There is a… buzz…? or a humming from inside me, from within the house of my bones, like the sound of departing dreams; as though, if I stopped my ears and the sounds of the woken world were held away, I would hear a door open, footsteps within me, or echoing voices, and everything moving through water, the ebbing waters of night, taking on a gentle, aquatic distortion. Sometimes, waking late on a Saturday, the colors and textures of that dream space are almost tangible, almost, so when the manifested world begins to pour in, you reach after the dissolving words and faces, stretching to hear or to see: what did you say…? what was it you said!
I remember one night, a few years ago, I dreamed of a classroom – or was it a crowded street? – and there was a circle of people with me and around me. Among them, one figure of importance or recognized authority: a teacher – or was it an Elder?
We each offered something to the group, mostly spoken words. And I remember, when it came my turn, I wished to share a song. Into the silence they made, I sang it, and like the best of songs, it was one that I hadn't made, rather had been fortunate enough to be its Voice. The best musicians practice, practice, practice until their bodies and their voices become the instrument; those who are really masters have learned how to get out of the way as well, that the greater Musician might pluck their strings.

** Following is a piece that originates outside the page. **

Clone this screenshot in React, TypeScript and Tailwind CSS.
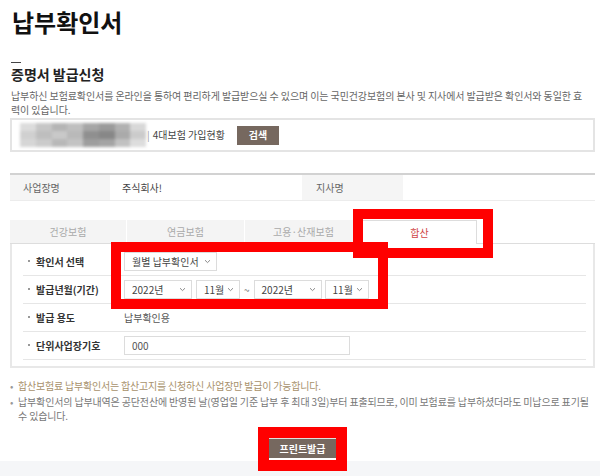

I sang, or it sang through me, and it was so achingly beautiful, the words, and that melody, we all were warmed and softened by it, the circle of students, or circle of pedestrians, the teacher. As the song expanded the stillness seemed to deepen, and the was a glow that came to our faces, it had the quality of sunlight reflected from the waves of a summer lake. And it wound to its completion, the last words then the last word, the final sustain and the thread of light becoming smaller, attenuated… until at last it broke with the almost perceptible sound of silence. As the last note dissolved, I awoke.
And the world, this manifested world began to pour in! A flood to drown my small city, to wash away these gathered people and my song! It was unwinding the threads of music, and I grasped and ran after it — oh, what was it? I can't remember the words… neither can I find them, looking everywhere, while the sun undoes what was done… and now the melody… fading like mist in the sun, no! Gone like mist in the sun…!
I stood at the edge of the day with a faint hum which began inside my body, within the house of my bones, that played in me for a few hours, until even its faint shadows and light were overtaken by the midday sun.
The ten o'clock sun is at my window now, and outside I can follow the bees as they drone their apparently random ways between faded clover and late-summer blossoms. The crickets have unstrung their bows, but a few cicadas have come to take their place. Each one singing after that one song… or perhaps in living, being it.
The sun is getting high. I must remember to mow the upper field today.